Simple harmonc motion is that motion where accelaration is proportional to 'negative of displacement'. When we take angular displacement the anglular acceleration is taken.

Now the best way to solve a SHM question is to displace the body by a distance small 'x' or small 'theeta'(in angular SHM) and then show the forces on the body and hence find its accelation. You will get accelaration as a function of 'x' or 'theeta'(for angular SHM). And if you get accelaration as negative of displacement then only it is SHM.
And if you get so then just use the eqn

-(omega)^2*x=a

In case of angular SHM the eqn becomes

-(omega)^2*(theeta)=(alpha)
where alpha is angular acceleration

And remember the only diffrence betweeen linear and angular SHM is

1. 'theeta' for 'x'
2. torque for Force
3. 'alpha' for 'a'
4. moment of inertia(I) in place of mass(M)

8. Apr 10, 2012

### darkxponent

Most phsics questions are not just formula based. You have to solve it.

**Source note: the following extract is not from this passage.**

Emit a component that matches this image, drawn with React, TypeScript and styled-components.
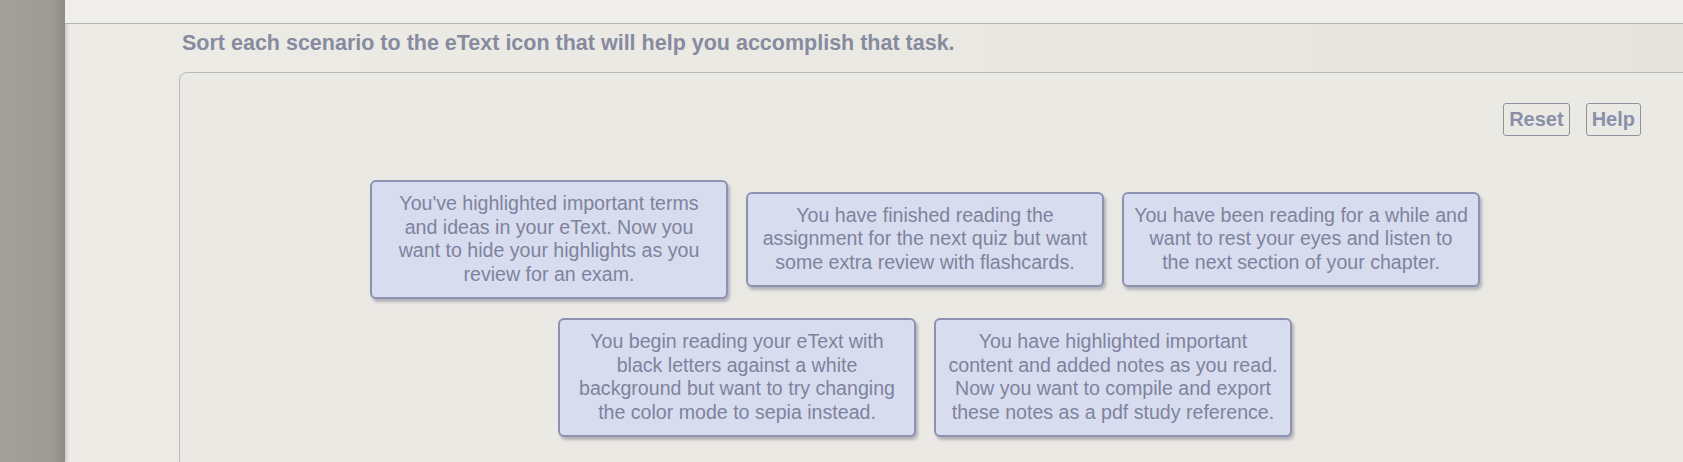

Simple harmonc motion is that motion where accelaration is proportional to 'negative of displacement'. When we take angular displacement the anglular acceleration is taken.

Now the best way to solve a SHM question is to displace the body by a distance small 'x' or small 'theeta'(in angular SHM) and then show the forces on the body and hence find its accelation. You will get accelaration as a function of 'x' or 'theeta'(for angular SHM). And if you get accelaration as negative of displacement then only it is SHM.
And if you get so then just use the eqn

-(omega)^2*x=a

In case of angular SHM the eqn becomes

-(omega)^2*(theeta)=(alpha)
where alpha is angular acceleration

And remember the only diffrence betweeen linear and angular SHM is

1. 'theeta' for 'x'
2. torque for Force
3. 'alpha' for 'a'
4. moment of inertia(I) in place of mass(M)

9. Apr 10, 2012

### dat240

Thank you. I'm away from my notebook right now, but I will think about what you said and give it another (hopefully better) shot when I get home.

10. Apr 10, 2012

### dat240

Okay, so let me try again.

Tilting the rod a bit shows that the springs are always applying equivalent restorative forces. They are also applying equivalent torques since the forces are symmetrical about the point of rotation. The torques act in the same rotational direction.

So,

2τ = Iα

2kx(l/2) = Iα

kxl = Iα

From here, I wanted to plug in I = (1/12)ML^2 for the rod's moment of inertia, and α = (ω^2)∅ per your suggestion. While this does allow me a way to solve for ω, the x and ∅ variables don't cancel from what I can tell. And shouldn't ω be constant throughout?

11. Apr 11, 2012

### darkxponent

you are very near. Try to find a relation b/w 'x' and 'theeta'